I’m not particularly concerned about this new invention from a gun control standpoint; people with physical disabilities come in all political stripes, and many may feel that they need firearms in order to avoid becoming easy targets for violence. But why, again, does the FDA need to list it as a medical device? According to an FDA employee:
“This allows someone to do something that a normal person can do. It allows them to overcome some disability to act in a more normal way.”
The FDA’s definition of “medical device” includes instruments “intended for use in the diagnosis of disease or other conditions, or in the cure, mitigation, treatment, or prevention of disease, in man or other animals.” This is the only part of the definition that could conceivably cover this handgun.
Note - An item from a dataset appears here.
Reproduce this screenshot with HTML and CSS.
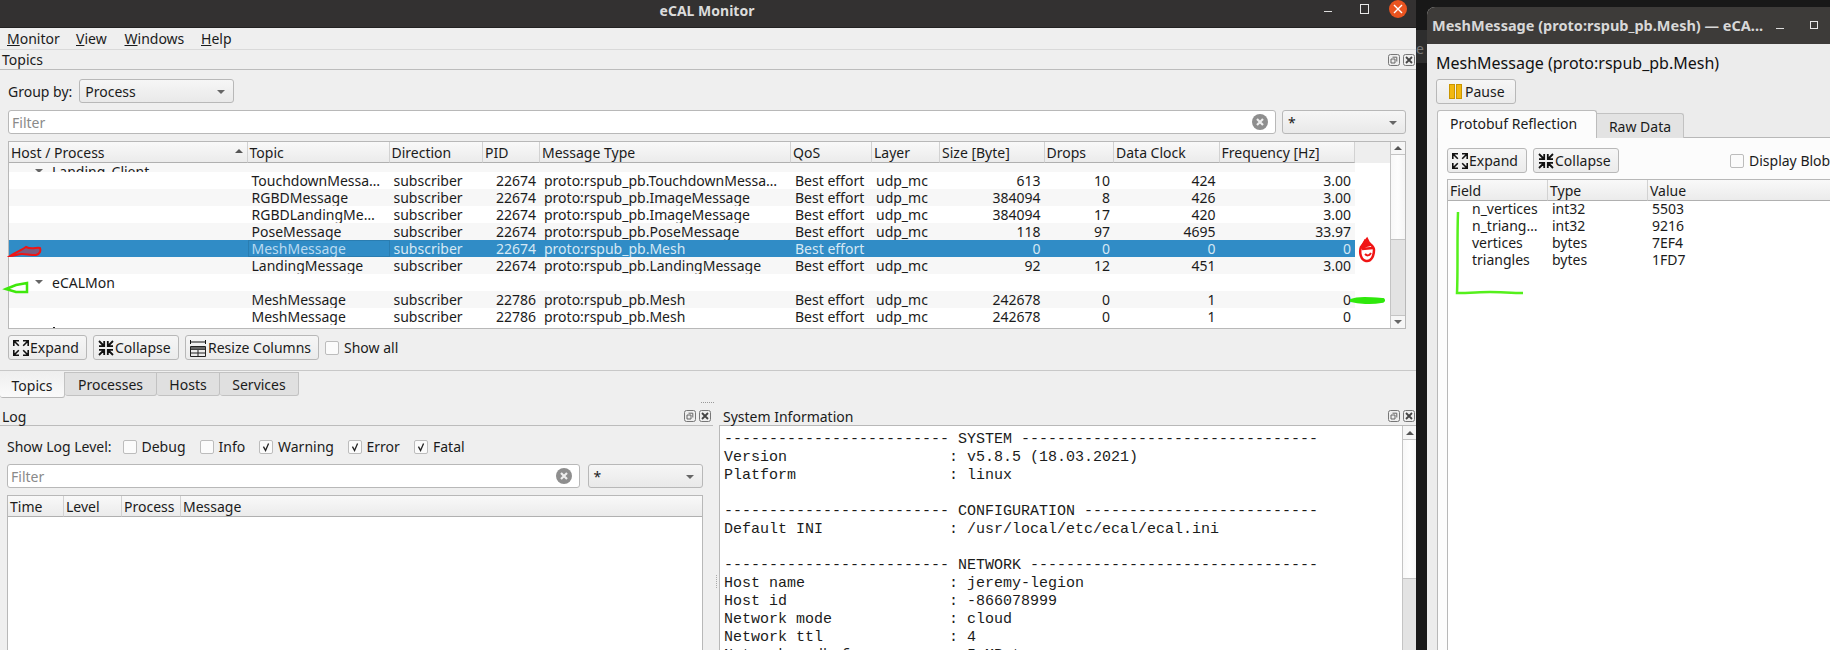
FILE: index.html
```html
<!DOCTYPE html>
<html lang="en">
<head>
<meta charset="utf-8">
<title>eCAL Monitor</title>
<link rel="stylesheet" href="styles.css">
</head>
<body>
<svg class="defs" width="0" height="0" aria-hidden="true">
  <symbol id="i-expand" viewBox="0 0 16 16"><path d="M.8 6V.8H6M.8 .8l5 5M10 .8h5.200V6M15.200 .8l-5 5M.8 10v5.200H6M.8 15.200l5-5M10 15.200h5.200V10M15.200 15.200l-5-5" fill="none" stroke="#111" stroke-width="1.600"/></symbol>
  <symbol id="i-collapse" viewBox="0 0 16 16"><path d="M1 1l5 5M6.200 1v5.200H1M15 1l-5 5M9.800 1v5.200H15M1 15l5-5M6.200 15V9.800H1M15 15l-5-5M9.800 15V9.800H15" fill="none" stroke="#111" stroke-width="1.800"/></symbol>
  <symbol id="i-resize" viewBox="0 0 16 18"><path d="M.5 1v4M15.500 1v4M1 3h14" fill="none" stroke="#111" stroke-width="1"/><path d="M.5 7.500h15v10H.5zM.5 10.500h15M8 7.500v10M.5 14h15" fill="none" stroke="#222" stroke-width="1"/><path d="M1 8h14v2.500H1z" fill="#666"/></symbol>
  <symbol id="i-float" viewBox="0 0 12 12"><rect x=".5" y=".5" width="11" height="11" rx="2" fill="#eee" stroke="#777"/><path d="M4.500 3.200h4.300v4.300M3 5h4v4H3z" fill="none" stroke="#666"/></symbol>
  <symbol id="i-close" viewBox="0 0 12 12"><rect x=".5" y=".5" width="11" height="11" rx="2" fill="#eee" stroke="#777"/><path d="M3 3l6 6M9 3l-6 6" stroke="#444" stroke-width="1.800"/></symbol>
  <symbol id="i-clear" viewBox="0 0 16 16"><circle cx="8" cy="8" r="8" fill="#8e8e8e"/><path d="M5 5l6 6M11 5l-6 6" stroke="#eee" stroke-width="2.200"/></symbol>
  <symbol id="i-check" viewBox="0 0 14 14"><path d="M4 6.500l2.500 4.500 3.500-8" fill="none" stroke="#222" stroke-width="1.500"/></symbol>
</svg>

<div class="desktop">
  <div class="ghost">e</div>

  <main class="window main-window">
    <header class="titlebar">
      <span class="title">eCAL Monitor</span>
      <span class="controls">
        <span class="ctl-min"></span>
        <span class="ctl-max"></span>
        <span class="ctl-close">
          <svg width="10" height="10" viewBox="0 0 10 10"><path d="M1 1l8 8M9 1l-8 8" stroke="#fff" stroke-width="1.400"/></svg>
        </span>
      </span>
    </header>

    <nav class="menubar">
      <span class="m-monitor"><u>M</u>onitor</span>
      <span class="m-view"><u>V</u>iew</span>
      <span class="m-windows"><u>W</u>indows</span>
      <span class="m-help"><u>H</u>elp</span>
    </nav>

    <section class="topics-dock">
      <div class="dock-title"><span>Topics</span>
        <span class="dock-btns"><svg><use href="#i-float"/></svg><svg><use href="#i-close"/></svg></span>
      </div>
      <div class="groupby">
        <span>Group by:</span>
        <div class="combo combo-process"><span>Process</span><i class="down"></i></div>
      </div>
      <div class="filter-row">
        <div class="filter"><span>Filter</span><svg class="clear"><use href="#i-clear"/></svg></div>
        <div class="combo combo-star"><span>*</span><i class="down"></i></div>
      </div>

      <div class="tree">
        <div class="tree-main">
          <div class="thead">
            <div class="row-grid">
              <div class="th th-sort">Host / Process<i class="up"></i></div>
              <div class="th">Topic</div><div class="th">Direction</div><div class="th">PID</div><div class="th">Message Type</div><div class="th">QoS</div><div class="th">Layer</div><div class="th">Size [Byte]</div><div class="th">Drops</div><div class="th">Data Clock</div><div class="th">Frequency [Hz]</div>
            </div>
          </div>
          <div class="tbody">
            <div class="row-grid tr clip-top alt"><div class="host"><i class="down tw"></i>Landing_Client</div></div>
            <div class="row-grid tr"><div></div><div class="tp">TouchdownMessa…</div><div>subscriber</div><div class="r">22674</div><div>proto:rspub_pb.TouchdownMessa…</div><div>Best effort</div><div>udp_mc</div><div class="r">613</div><div class="r">10</div><div class="r">424</div><div class="r">3.00</div></div>
            <div class="row-grid tr alt"><div></div><div class="tp">RGBDMessage</div><div>subscriber</div><div class="r">22674</div><div>proto:rspub_pb.ImageMessage</div><div>Best effort</div><div>udp_mc</div><div class="r">384094</div><div class="r">8</div><div class="r">426</div><div class="r">3.00</div></div>
            <div class="row-grid tr"><div></div><div class="tp">RGBDLandingMe…</div><div>subscriber</div><div class="r">22674</div><div>proto:rspub_pb.ImageMessage</div><div>Best effort</div><div>udp_mc</div><div class="r">384094</div><div class="r">17</div><div class="r">420</div><div class="r">3.00</div></div>
            <div class="row-grid tr alt"><div></div><div class="tp">PoseMessage</div><div>subscriber</div><div class="r">22674</div><div>proto:rspub_pb.PoseMessage</div><div>Best effort</div><div>udp_mc</div><div class="r">118</div><div class="r">97</div><div class="r">4695</div><div class="r">33.97</div></div>
            <div class="row-grid tr sel"><div></div><div class="tp focus">MeshMessage</div><div>subscriber</div><div class="r">22674</div><div>proto:rspub_pb.Mesh</div><div>Best effort</div><div></div><div class="r">0</div><div class="r">0</div><div class="r">0</div><div class="r">0</div></div>
            <div class="row-grid tr alt"><div></div><div class="tp">LandingMessage</div><div>subscriber</div><div class="r">22674</div><div>proto:rspub_pb.LandingMessage</div><div>Best effort</div><div>udp_mc</div><div class="r">92</div><div class="r">12</div><div class="r">451</div><div class="r">3.00</div></div>
            <div class="row-grid tr"><div class="host"><i class="down tw"></i>eCALMon</div></div>
            <div class="row-grid tr alt"><div></div><div class="tp">MeshMessage</div><div>subscriber</div><div class="r">22786</div><div>proto:rspub_pb.Mesh</div><div>Best effort</div><div>udp_mc</div><div class="r">242678</div><div class="r">0</div><div class="r">1</div><div class="r">0</div></div>
            <div class="row-grid tr"><div></div><div class="tp">MeshMessage</div><div>subscriber</div><div class="r">22786</div><div>proto:rspub_pb.Mesh</div><div>Best effort</div><div>udp_mc</div><div class="r">242678</div><div class="r">0</div><div class="r">1</div><div class="r">0</div></div>
            <div class="row-grid tr clip-bottom"><div class="host"><i class="dot"></i></div></div>
          </div>
        </div>
        <div class="scrollbar sb-topics">
          <div class="sb-btn"><i class="up"></i></div>
          <div class="sb-handle"></div>
          <div class="sb-track"></div>
          <div class="sb-btn sb-btn-end"><i class="down"></i></div>
        </div>
      </div>

      <div class="tool-row">
        <button class="btn b-expand"><svg class="ic"><use href="#i-expand"/></svg>Expand</button>
        <button class="btn b-collapse"><svg class="ic"><use href="#i-collapse"/></svg>Collapse</button>
        <button class="btn b-resize"><svg class="ic ic-r"><use href="#i-resize"/></svg>Resize Columns</button>
        <span class="cb"></span><span class="cb-label">Show all</span>
      </div>
    </section>

    <div class="hsplit"></div>

    <div class="tabbar">
      <span class="tab active">Topics</span>
      <span class="tab t-proc">Processes</span>
      <span class="tab t-host">Hosts</span>
      <span class="tab t-serv">Services</span>
    </div>

    <div class="bottom">
      <section class="log-dock">
        <div class="dock-title dt-bottom"><span>Log</span>
          <span class="dock-btns"><svg><use href="#i-float"/></svg><svg><use href="#i-close"/></svg></span>
        </div>
        <div class="levels">
          <span class="lv-label">Show Log Level:</span>
          <span class="cb"></span><span class="lv lv-debug">Debug</span>
          <span class="cb"></span><span class="lv lv-info">Info</span>
          <span class="cb"><svg><use href="#i-check"/></svg></span><span class="lv lv-warn">Warning</span>
          <span class="cb"><svg><use href="#i-check"/></svg></span><span class="lv lv-err">Error</span>
          <span class="cb"><svg><use href="#i-check"/></svg></span><span class="lv">Fatal</span>
        </div>
        <div class="filter-row log-filter">
          <div class="filter"><span>Filter</span><svg class="clear"><use href="#i-clear"/></svg></div>
          <div class="combo combo-star2"><span>*</span><i class="down"></i></div>
        </div>
        <div class="log-table">
          <div class="log-head">
            <div class="th">Time</div><div class="th">Level</div><div class="th">Process</div><div class="th th-last">Message</div>
          </div>
        </div>
      </section>
      <div class="vsplit"></div>
      <section class="sys-dock">
        <div class="dock-title dt-sys"><span>System Information</span>
          <span class="dock-btns"><svg><use href="#i-float"/></svg><svg><use href="#i-close"/></svg></span>
        </div>
        <div class="sys-frame">
<pre class="sys-text">------------------------- SYSTEM ---------------------------------
Version                  : v5.8.5 (18.03.2021)
Platform                 : linux

------------------------- CONFIGURATION --------------------------
Default INI              : /usr/local/etc/ecal/ecal.ini

------------------------- NETWORK --------------------------------
Host name                : jeremy-legion
Host id                  : -866078999
Network mode             : cloud
Network ttl              : 4
Network sndbuf           : 5 MByte</pre>
          <div class="scrollbar sb-sys">
            <div class="sb-btn"><i class="up"></i></div>
            <div class="sb-handle"></div>
            <div class="sb-track"></div>
          </div>
        </div>
      </section>
    </div>
    <i class="grip grip-h"></i>
    <i class="grip grip-v"></i>
  </main>

  <aside class="window side-window">
    <header class="side-title">
      <span class="side-title-text">MeshMessage (proto:rspub_pb.Mesh) — eCA...</span>
      <span class="ctl-min side-min"></span>
      <span class="ctl-max side-max"></span>
    </header>
    <h1 class="side-heading">MeshMessage (proto:rspub_pb.Mesh)</h1>
    <button class="btn b-pause"><span class="pause"><i></i><i></i></span>Pause</button>
    <div class="side-tabs">
      <span class="stab active">Protobuf Reflection</span>
      <span class="stab">Raw Data</span>
    </div>
    <div class="side-pane">
      <div class="side-tools">
        <button class="btn b-sexpand"><svg class="ic"><use href="#i-expand"/></svg>Expand</button>
        <button class="btn b-scollapse"><svg class="ic"><use href="#i-collapse"/></svg>Collapse</button>
        <span class="cb cb-blob"></span><span class="cb-label">Display Blob</span>
      </div>
      <div class="side-tree">
        <div class="side-head"><div class="th">Field</div><div class="th">Type</div><div class="th th-last">Value</div></div>
        <div class="side-rows">
          <div class="side-row"><div>n_vertices</div><div>int32</div><div>5503</div></div>
          <div class="side-row"><div>n_triang…</div><div>int32</div><div>9216</div></div>
          <div class="side-row"><div>vertices</div><div>bytes</div><div>7EF4</div></div>
          <div class="side-row"><div>triangles</div><div>bytes</div><div>1FD7</div></div>
        </div>
      </div>
    </div>
  </aside>

  <svg class="scribbles" width="1830" height="650" viewBox="0 0 1830 650" aria-hidden="true">
    <path d="M10 256C16 252 22 250 26 247C32 250 36 247 40 248C41 251 40 254 36 255C30 255 26 254 22 254C18 254 14 256 10 256Z" fill="#f01414" fill-opacity=".4" stroke="#f01414" stroke-width="2"/>
    <path d="M6 289L16 285L27 283V292L16 292L6 289Z" fill="none" stroke="#3fe80c" stroke-width="2.500"/>
    <path d="M1367 239L1361 247C1359 253 1361 260 1366 261C1371 262 1374 256 1374 250C1374 246 1371 245 1369 243Z" fill="none" stroke="#f01414" stroke-width="2.500"/>
    <path d="M1362 249L1373 248M1365 241L1370 245L1362 247Z" fill="#f01414" stroke="#f01414" stroke-width="2.500"/>
    <path d="M1365 254C1367 256 1369 256 1371 253" fill="none" stroke="#f01414" stroke-width="2"/>
    <path d="M1351 300C1358 297 1370 298 1383 299C1385 300 1384 302 1381 302C1372 304 1358 303 1351 301Z" fill="#2fe80c" stroke="#2fe80c" stroke-width="2"/>
    <path d="M1458 212C1457 240 1458 270 1457 293C1470 293 1480 292 1490 292C1500 292 1512 293 1523 293" fill="none" stroke="#55f01c" stroke-width="2.500"/>
  </svg>
</div>
</body>
</html>
```
FILE: styles.css
```css
* { box-sizing: border-box; }
html, body { margin: 0; padding: 0; height: 650px; overflow: hidden; background: #181818; }
body { font: 14px/17px "Noto Sans", "Open Sans", sans-serif; color: #1b1b1b; }
.defs { position: absolute; }
i { display: block; font-style: normal; }

.desktop { position: relative; width: 1830px; height: 650px; overflow: hidden; background: #181818; }
.ghost { position: absolute; left: 1416px; top: 30px; width: 11px; height: 33px; padding-top: 10px; background: #2e2e2e; color: #777; overflow: hidden; }

.main-window { position: relative; width: 1416px; height: 650px; display: flex; flex-direction: column; background: #efefef; overflow: hidden; }
.titlebar { flex: none; height: 28px; background: #333131; display: flex; align-items: center; justify-content: center; position: relative; border-bottom: 1px solid #232222; }
.title { color: #dcdcdc; font-weight: 700; font-size: 14px; margin-left: -2px; margin-top: -7px; }
.controls { position: absolute; inset: 0 0 0 auto; width: 0; }
.ctl-min { position: absolute; left: -92px; top: 11px; width: 8px; height: 1px; background: #ddd; }
.ctl-max { position: absolute; left: -56px; top: 4px; width: 9px; height: 10px; border: 1px solid #e8e8e8; }
.ctl-close { position: absolute; left: -27px; top: 0; width: 18px; height: 18px; border-radius: 50%; background: #e95420; display: flex; align-items: center; justify-content: center; }

.menubar { flex: none; height: 22px; display: flex; align-items: center; border-bottom: 1px solid #d9d9d9; padding-left: 7px; }
.m-monitor { width: 69px; } .m-view { width: 48.500px; } .m-windows { width: 76.500px; }

.dock-title { display: flex; align-items: center; justify-content: space-between; height: 20px; border-bottom: 1px solid #bcbcbc; padding: 0 1px 0 2px; }
.dock-btns { display: flex; gap: 3px; }
.dock-btns svg { width: 12px; height: 12px; display: block; }

.topics-dock { flex: none; height: 320px; }
.groupby { display: flex; align-items: center; gap: 7px; height: 24px; margin: 9px 0 0 8px; }
.combo { position: relative; height: 24px; border: 1px solid #b8b8b8; border-radius: 3px; background: linear-gradient(#f6f6f6, #e9e9e9); display: flex; align-items: center; padding-left: 5px; }
.combo .down { position: absolute; right: 8px; top: 10px; }
.combo-process { width: 155px; }
.down { width: 0; height: 0; border-left: 4px solid transparent; border-right: 4px solid transparent; border-top: 4px solid #666; }
.up { width: 0; height: 0; border-left: 4px solid transparent; border-right: 4px solid transparent; border-bottom: 4px solid #555; }

.filter-row { display: flex; gap: 6px; height: 24px; margin: 7px 10px 0 8px; }
.filter { flex: 1; position: relative; background: #fff; border: 1px solid #b8b8b8; border-radius: 3px; color: #8a8a8a; padding-left: 3px; display: flex; align-items: center; }
.clear { position: absolute; right: 7px; top: 3px; width: 16px; height: 16px; }
.combo-star { width: 124px; }

.tree { display: flex; height: 188px; margin: 7px 10px 0 8px; border: 1px solid #b8b8b8; background: #fff; }
.tree-main { flex: 1; min-width: 0; }
.row-grid { display: grid; grid-template-columns: 238.500px 142px 93.500px 57px 251px 81px 68px 104.500px 69.500px 105.500px 135.500px; width: 1346px; }
.thead { height: 21px; background: #eee; }
.th { height: 21px; line-height: 21px; padding-left: 2px; background: linear-gradient(#f9f9f9, #ebebeb); border-right: 1px solid #d2d2d2; border-bottom: 1px solid #b0b0b0; position: relative; white-space: nowrap; overflow: hidden; }
.th .up { position: absolute; right: 4px; top: 7px; }
.tr { height: 17px; overflow: hidden; white-space: nowrap; }
.tr > div { padding-left: 4px; overflow: hidden; height: 17px; }
.tr > .r { text-align: right; padding: 0 4px 0 0; }
.tr > .tp { padding-left: 4px; }
.alt { background: #f7f7f7; }
.sel { background: #308cc6; color: #d6e8f4; }
.sel .tp { color: #b9daf0; box-shadow: inset 0 0 0 1px #2a7db1; }
.tbody { height: 165px; overflow: hidden; }
.clip-top { height: 9px; align-items: end; }
.tr > .host { padding-left: 43px; position: relative; grid-column: 1 / 4; }
.tw { position: absolute; left: 26px; top: 6px; }
.clip-bottom { height: 4px; background: #fff; }
.dot { position: absolute; left: 44px; top: 2px; width: 2px; height: 2px; background: #222; }

.scrollbar { flex: none; display: flex; flex-direction: column; border-left: 1px solid #c4c4c4; background: #e3e3e3; }
.sb-topics { width: 15px; }
.sb-btn { flex: none; height: 13px; background: #f6f6f6; border-bottom: 1px solid #c4c4c4; display: flex; align-items: center; justify-content: center; }
.sb-btn-end { border-bottom: 0; border-top: 1px solid #c4c4c4; }
.sb-handle { flex: none; height: 85px; background: linear-gradient(90deg, #f8f8f8, #fdfdfd, #f5f5f5); border-bottom: 1px solid #c4c4c4; }
.sb-track { flex: 1; }

.tool-row { display: flex; align-items: center; height: 25px; margin: 6px 0 0 8px; }
.btn { height: 25px; padding: 0 0 0 4px; border: 1px solid #b8b8b8; border-radius: 3px; background: linear-gradient(#f6f6f6, #ebebeb); font: inherit; color: inherit; display: flex; align-items: center; }
.ic { width: 16px; height: 16px; flex: none; margin-right: 1px; }
.ic-r { height: 18px; margin-right: 2px; }
.b-expand { width: 79px; } .b-collapse { width: 86px; margin-left: 6px; } .b-resize { width: 134px; margin-left: 6px; }
.cb { width: 14px; height: 14px; flex: none; border: 1px solid #bcbcbc; border-radius: 2px; background: #fbfbfb; display: block; }
.cb svg { display: block; width: 12px; height: 12px; }
.tool-row .cb { margin-left: 6px; }
.cb-label { margin-left: 5px; }

.hsplit { flex: none; height: 2px; border-top: 1px solid #c8c8c8; }
.tabbar { flex: none; display: flex; align-items: flex-start; height: 27px; }
.tab { height: 24px; border: 1px solid #c2c2c2; border-left: 0; border-radius: 0 0 3px 3px; background: #e0e0e0; line-height: 23px; text-align: center; }
.tab.active { height: 26px; width: 65px; background: linear-gradient(#efefef, #fafafa); border: 0; border-right: 1px solid #c2c2c2; border-bottom: 1px solid #b8b8b8; line-height: 27px; }
.t-proc { width: 92px; } .t-host { width: 63px; } .t-serv { width: 79px; }

.bottom { flex: 1; display: flex; min-height: 0; }
.log-dock { width: 713px; flex: none; }
.dt-bottom, .dt-sys { height: 27px; align-items: flex-end; }
.dt-bottom { padding-left: 2px; padding-right: 2px; }
.dt-bottom .dock-btns, .dt-sys .dock-btns { margin-bottom: 3px; }
.levels { display: flex; align-items: center; height: 17px; margin: 12px 0 0 7px; }
.lv-label { width: 115.500px; }
.lv { margin-left: 5px; }
.lv-debug { width: 58px; } .lv-info { width: 40.500px; } .lv-warn { width: 69.500px; } .lv-err { width: 47.500px; }
.log-filter { margin: 9px 10.500px 0 7px; gap: 8px; }
.combo-star2 { width: 115px; }
.log-table { height: 200px; margin: 7px 10.500px 0 7px; border: 1px solid #b8b8b8; background: #fff; }
.log-head { display: grid; grid-template-columns: 56px 58px 59px 1fr; }
.th-last { border-right: 0; }
.vsplit { flex: none; width: 6px; }
.sys-dock { flex: 1; min-width: 0; }
.dt-sys { padding-left: 4px; padding-right: 1px; border-bottom: 0; height: 26px; }
.sys-frame { display: flex; height: 225px; border: 1px solid #b8b8b8; border-right: 0; border-bottom: 0; background: #fff; }
.sys-text { flex: 1; margin: 0; padding: 5px 4px 0; overflow: hidden; font: 15px/18px "Liberation Mono", monospace; color: #1b1b1b; }
.sb-sys { width: 14px; }
.sb-sys .sb-btn { height: 14px; }
.sb-sys .sb-handle { height: 139px; }

.grip { position: absolute; }
.grip-h { left: 701px; top: 402px; width: 14px; height: 1px; background: repeating-linear-gradient(90deg, #999 0 1px, transparent 1px 2px); }
.grip-v { left: 716px; top: 575px; width: 1px; height: 14px; background: repeating-linear-gradient(#aaa 0 1px, transparent 1px 2px); }

.side-window { position: absolute; left: 1427px; top: 7px; width: 420px; height: 660px; background: #ececec; border-radius: 8px 8px 0 0; overflow: hidden; display: flex; flex-direction: column; }
.side-title { flex: none; position: relative; height: 37px; background: #3d3b39; display: flex; align-items: center; padding-left: 5px; }
.side-title-text { color: #d8d8d8; font-weight: 700; font-size: 14.500px; white-space: nowrap; margin-top: -1px; }
.side-min { left: 349px; top: 21px; width: 8px; }
.side-max { left: 383px; top: 14px; width: 8px; height: 8px; }
.side-heading { flex: none; margin: 9px 0 0 9px; font: 16px/20px "Noto Sans", sans-serif; color: #111; white-space: nowrap; }
.b-pause { flex: none; width: 80px; height: 25px; margin: 6px 0 0 9px; padding-left: 12px; }
.pause { display: flex; gap: 1px; margin-right: 3px; }
.pause i { width: 6px; height: 15px; background: #f2b80f; border: 1px solid #c99500; }
.side-tabs { flex: none; display: flex; align-items: flex-end; height: 28px; margin: 6px 0 0 10px; position: relative; z-index: 1; }
.stab { height: 25px; width: 87px; background: #e3e3e3; border: 1px solid #c2c2c2; border-left: 0; border-bottom: 0; border-radius: 0 3px 0 0; line-height: 26px; text-align: center; }
.stab.active { width: 160px; height: 28px; padding-left: 12px; background: #fcfcfc; border: 1px solid #bcbcbc; border-bottom: 0; border-radius: 3px 3px 0 0; line-height: 26px; text-align: left; }
.side-pane { flex: 1; margin: -1px 0 0 10px; border: 1px solid #b8b8b8; background: #fcfcfc; padding: 10px 0 0 9px; }
.side-tools { display: flex; align-items: center; height: 25px; }
.b-sexpand { width: 80px; } .b-scollapse { width: 86px; margin-left: 6px; }
.cb-blob { margin-left: 111px; }
.side-tree { margin-top: 6px; height: 500px; width: 420px; border: 1px solid #b8b8b8; background: #fff; }
.side-head { display: grid; grid-template-columns: 100px 100px 1fr; }
.side-rows { margin-top: -1px; }
.side-row { display: grid; grid-template-columns: 80px 100px 1fr; height: 17px; padding-left: 24px; white-space: nowrap; }

.scribbles { position: absolute; left: 0; top: 0; pointer-events: none; }
```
In some sense, the gun does “mitigate” a disease that causes disability, as could any everyday tool that’s adapted to be used by people with disabilities. But the same is true of large-print textbooks, Kurzweil machines, segways, and my voice recognition software. At what point does a product that is usable by people with disabilities become a “medical device”?
If the FDA begins to assert broader authority to regulate everyday products that have adaptive features, it could have a deterrent effect on companies interested in developing them. Why take the time to make a handgun that is regulated by both the FDA and the Bureau of Alcohol, Tobacco, and Firearms and that has a very limited target market, when you can just continue focusing on handguns that are only regulated by ATF?